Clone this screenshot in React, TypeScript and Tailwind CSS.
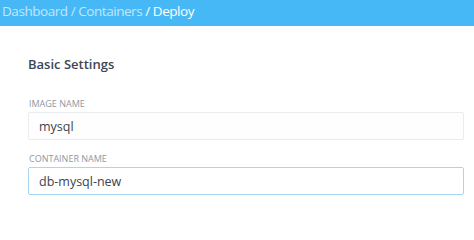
import React from 'react';

const App: React.FC = () => {
  return (
    <div className="w-[474px] h-[204px] bg-white overflow-hidden" style={{ fontFamily: '"Open Sans", sans-serif' }}>
      {/* Breadcrumb bar */}
      <div className="h-[26px] bg-[#47b8f6] flex items-center pl-[2px] pb-[2px] text-[13.5px] tracking-[-0.45px] leading-none whitespace-pre">
        <span className="text-[#c3e6fb]">Dashboard / Containers</span>
        <span className="text-white"> / Deploy</span>
      </div>

      {/* Form */}
      <div className="pl-[28px] pr-[10px] pt-[32px]">
        <h2 className="text-[13px] font-semibold text-[#3b4754] leading-none mb-[28px]">Basic Settings</h2>

        <div className="space-y-[14px]">
          <div>
            <label className="block text-[9px] uppercase text-[#8e99a3] leading-none mb-[4px] pl-[1px]">Image Name</label>
            <input
              readOnly
              value="mysql"
              className="w-full h-[28px] px-[10px] text-[12.5px] text-[#3a4450] bg-[#fefefe] border border-[#e8ecee] rounded-[2px] outline-none"
            />
          </div>
          <div>
            <label className="block text-[9px] uppercase text-[#8e99a3] leading-none mb-[4px] pl-[1px]">Container Name</label>
            <input
              readOnly
              value="db-mysql-new"
              className="w-full h-[28px] px-[10px] text-[12.5px] text-[#3a4450] bg-white border border-[#a6d6f2] rounded-[2px] outline-none"
            />
          </div>
        </div>
      </div>
    </div>
  );
};

export default App;
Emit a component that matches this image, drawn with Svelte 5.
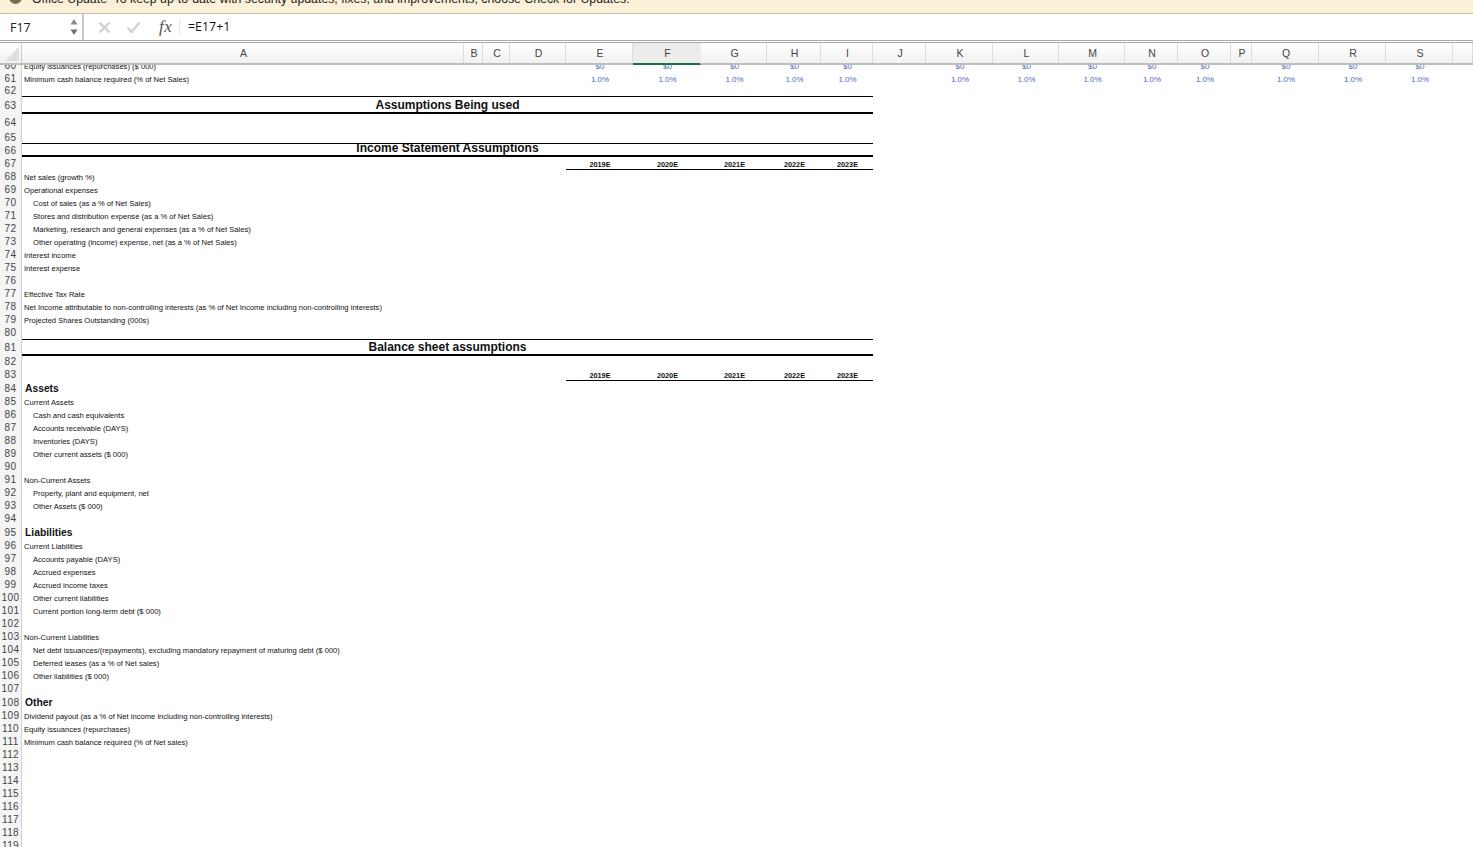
<script>
  const letters = 'ABCDEFGHIJKLMNOPQRST'.split('');
  const dataCols = ['E', 'F', 'G', 'H', 'I', 'K', 'L', 'M', 'N', 'O', 'Q', 'R', 'S'];
  const years = ['2019E', '2020E', '2021E', '2022E', '2023E'];
  const heights = { 62: 11, 63: 18, 64: 17, 65: 12, 66: 14, 67: 13, 81: 16, 84: 14, 95: 14, 108: 14 };
  const content = {
    60: { text: 'Equity issuances (repurchases) ($ 000)', values: '$0' },
    61: { text: 'Minimum cash balance required (% of Net Sales)', values: '1.0%' },
    63: { title: 'Assumptions Being used' },
    66: { title: 'Income Statement Assumptions', low: true },
    67: { years: true },
    68: { text: 'Net sales (growth %)' },
    69: { text: 'Operational expenses' },
    70: { text: 'Cost of sales (as a % of Net Sales)', indent: true },
    71: { text: 'Stores and distribution expense (as a % of Net Sales)', indent: true },
    72: { text: 'Marketing, research and general expenses (as a % of Net Sales)', indent: true },
    73: { text: 'Other operating (income) expense, net (as a % of Net Sales)', indent: true },
    74: { text: 'Interest income' },
    75: { text: 'Interest expense' },
    77: { text: 'Effective Tax Rate' },
    78: { text: 'Net Income attributable to non-controlling interests (as % of Net Income including non-controlling interests)' },
    79: { text: 'Projected Shares Outstanding (000s)' },
    81: { title: 'Balance sheet assumptions' },
    83: { years: true },
    84: { text: 'Assets', bold: true },
    85: { text: 'Current Assets' },
    86: { text: 'Cash and cash equivalents', indent: true },
    87: { text: 'Accounts receivable (DAYS)', indent: true },
    88: { text: 'Inventories (DAYS)', indent: true },
    89: { text: 'Other current assets ($ 000)', indent: true },
    91: { text: 'Non-Current Assets' },
    92: { text: 'Property, plant and equipment, net', indent: true },
    93: { text: 'Other Assets ($ 000)', indent: true },
    95: { text: 'Liabilities', bold: true },
    96: { text: 'Current Liabilities' },
    97: { text: 'Accounts payable (DAYS)', indent: true },
    98: { text: 'Accrued expenses', indent: true },
    99: { text: 'Accrued income taxes', indent: true },
    100: { text: 'Other current liabilities', indent: true },
    101: { text: 'Current portion long-term debt ($ 000)', indent: true },
    103: { text: 'Non-Current Liabilities' },
    104: { text: 'Net debt issuances/(repayments), excluding mandatory repayment of maturing debt ($ 000)', indent: true },
    105: { text: 'Deferred leases (as a % of Net sales)', indent: true },
    106: { text: 'Other liabilities ($ 000)', indent: true },
    108: { text: 'Other', bold: true },
    109: { text: 'Dividend payout (as a % of Net income including non-controlling interests)' },
    110: { text: 'Equity issuances (repurchases)' },
    111: { text: 'Minimum cash balance required (% of Net sales)' }
  };
  const rows = [];
  for (let n = 60; n <= 119; n++) rows.push({ n, h: heights[n] ?? 13, ...(content[n] ?? {}) });
</script>

<div class="banner">
  <span class="badge"></span>
  <span class="message"><b>Office Update</b>&nbsp; To keep up-to-date with security updates, fixes, and improvements, choose Check for Updates.</span>
</div>

<div class="toolbar">
  <div class="namebox">
    <span>F17</span>
    <svg class="stepper" width="10" height="20" viewBox="0 0 10 20">
      <path d="M5 2 L8.5 7.5 H1.5 Z" fill="#8a8a8a" />
      <path d="M5 18 L8.5 12.5 H1.5 Z" fill="#6f6f6f" />
    </svg>
  </div>
  <div class="actions">
    <svg width="13" height="13" viewBox="0 0 13 13"><path d="M1.5 1.5 L11.5 11.5 M11.5 1.5 L1.5 11.5" stroke="#d0d0d0" stroke-width="2.2" fill="none" /></svg>
    <svg width="15" height="13" viewBox="0 0 15 13"><path d="M1.5 6.5 L5.5 11 L13.5 1.5" stroke="#d0d0d0" stroke-width="2.2" fill="none" /></svg>
    <span class="fx">fx</span>
  </div>
  <div class="formula">=E17+1</div>
</div>

<div class="colheads">
  <div class="corner"><svg width="16" height="16" viewBox="0 0 16 16"><path d="M15 1 V15 H1 Z" fill="#dedede" /></svg></div>
  {#each letters as l}
    <div class="colhead" class:selected={l === 'F'}>{l === 'T' ? '' : l}</div>
  {/each}
</div>

<div class="sheet">
  {#each rows as r}
    <div class="row" style="height:{r.h}px">
      <div class="rowhead">{r.n}</div>
      {#if r.title}
        <div class="title" class:low={r.low}>{r.title}</div>
      {:else if r.years}
        <div class="years">
          {#each years as y}<span>{y}</span>{/each}
        </div>
      {:else}
        {#if r.text}
          <div class="label" class:indent={r.indent} class:bold={r.bold}>{r.text}</div>
        {/if}
        {#if r.values}
          {#each dataCols as c}
            <div class="value" style="grid-column:{letters.indexOf(c) + 2}">{r.values}</div>
          {/each}
        {/if}
      {/if}
    </div>
  {/each}
</div>

<style>
  :global(html), :global(body) {
    margin: 0;
    height: 100%;
    overflow: hidden;
    background: #fff;
    font-family: "Liberation Sans", Arial, sans-serif;
  }
  .banner {
    height: 13px;
    background: #fbf1d9;
    border-bottom: 1px solid #c9bfa9;
    display: flex;
    align-items: flex-end;
    overflow: hidden;
    padding-left: 9px;
    gap: 10px;
  }
  .badge {
    flex: none;
    width: 13px;
    height: 13px;
    margin-bottom: 9px;
    border-radius: 50%;
    background: #7a6a50;
  }
  .message {
    flex: none;
    font-size: 12.3px;
    line-height: 14px;
    margin-bottom: 7px;
    color: #1c1c1c;
    white-space: nowrap;
  }
  .message b { font-weight: 400; }
  .toolbar {
    height: 26px;
    background: #fff;
    display: flex;
    align-items: center;
    border-bottom: 3px double #a9a9a9;
  }
  .namebox {
    width: 84px;
    height: 100%;
    box-sizing: border-box;
    border-right: 2px solid #c9c9c9;
    padding: 0 3px 0 10px;
    display: flex;
    align-items: center;
    justify-content: space-between;
    font-family: "Open Sans", sans-serif;
    font-size: 12.5px;
    color: #222;
  }
  .actions {
    width: 95px;
    height: 100%;
    display: flex;
    align-items: center;
    padding-left: 14px;
    box-sizing: border-box;
    gap: 15px;
  }
  .fx {
    font-family: "Liberation Serif", serif;
    font-style: italic;
    font-size: 17px;
    color: #555;
    padding-left: 3px;
    letter-spacing: 0.5px;
  }
  .formula {
    border-left: 1px solid #e2e2e2;
    padding-left: 8px;
    height: 14px;
    line-height: 14px;
    font-family: "Open Sans", sans-serif;
    font-size: 12.4px;
    color: #111;
  }
  .colheads, .row {
    display: grid;
    grid-template-columns: 22px 442px 19px 27px 56px 67px 68px 66px 54px 52px 53px 67px 66px 66px 53px 53px 21px 67px 67px 67px 20px;
  }
  .colheads {
    position: relative;
    z-index: 1;
    height: 22px;
    box-sizing: border-box;
    background: linear-gradient(#fff, #f1f1f1);
    border-bottom: 2px solid #bdbdbd;
  }
  .corner {
    border-right: 1px solid #c9c9c9;
    display: flex;
    align-items: flex-end;
    padding-left: 4px;
    padding-bottom: 1px;
  }
  .colhead {
    box-sizing: border-box;
    padding-left: 2px;
    border-right: 1px solid #dcdcdc;
    font-size: 10.5px;
    line-height: 20px;
    text-align: center;
    color: #444;
  }
  .colhead.selected {
    background: #ececec;
    margin-bottom: -2px;
    border-bottom: 2px solid #1e6e42;
    border-right-color: #ececec;
  }
  .sheet {
    margin-top: -6px;
  }
  .row {
    font-size: 7.6px;
    color: #111;
    align-items: stretch;
  }
  .rowhead {
    grid-column: 1;
    background: #f5f5f5;
    border-right: 1px solid #cfcfcf;
    font-size: 10px;
    color: #444;
    display: flex;
    align-items: center;
    justify-content: center;
    letter-spacing: 0.4px;
    overflow: hidden;
    white-space: nowrap;
    box-sizing: border-box;
  }
  .label {
    grid-column: 2;
    grid-row: 1;
    padding-left: 2px;
    padding-top: 1px;
    display: flex;
    align-items: center;
    white-space: nowrap;
  }
  .label.indent { padding-left: 11px; }
  .label.bold {
    padding-left: 3px;
    padding-top: 0;
    font-size: 10.3px;
    font-weight: 700;
    color: #111;
  }
  .value {
    grid-row: 1;
    display: flex;
    align-items: center;
    justify-content: center;
    padding: 1px 0 0 1px;
    color: #4a6bb8;
    font-size: 8px;
  }
  .title {
    grid-column: 2 / 11;
    box-sizing: border-box;
    border-top: 1px solid #000;
    border-bottom: 2px solid #000;
    display: flex;
    align-items: center;
    justify-content: center;
    font-size: 12px;
    font-weight: 700;
    color: #111;
    white-space: nowrap;
  }
  .title.low { padding-bottom: 2px; line-height: 9px; }
  .years {
    grid-column: 6 / 11;
    display: grid;
    grid-template-columns: 67px 68px 66px 54px 52px;
    border-bottom: 1px solid #000;
    box-sizing: border-box;
    font-size: 7.3px;
    font-weight: 700;
    color: #111;
  }
  .years span {
    display: flex;
    align-items: flex-end;
    justify-content: center;
    padding-left: 1px;
    line-height: 9px;
  }
</style>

++++++

▶ [Challenge] Each line from the top of the material through the line containing "font-semibold text-[#3b4754] leading-none" should be reproduced exactly; please drop any images.

▶ [Reply to the exercise]
Clone this screenshot in React, TypeScript and Tailwind CSS.
import React from 'react';

const App: React.FC = () => {
  return (
    <div className="w-[474px] h-[204px] bg-white overflow-hidden" style={{ fontFamily: '"Open Sans", sans-serif' }}>
      {/* Breadcrumb bar */}
      <div className="h-[26px] bg-[#47b8f6] flex items-center pl-[2px] pb-[2px] text-[13.5px] tracking-[-0.45px] leading-none whitespace-pre">
        <span className="text-[#c3e6fb]">Dashboard / Containers</span>
        <span className="text-white"> / Deploy</span>
      </div>

      {/* Form */}
      <div className="pl-[28px] pr-[10px] pt-[32px]">
        <h2 className="text-[13px] font-semibold text-[#3b4754] leading-none mb-[28px]">Basic Settings</h2>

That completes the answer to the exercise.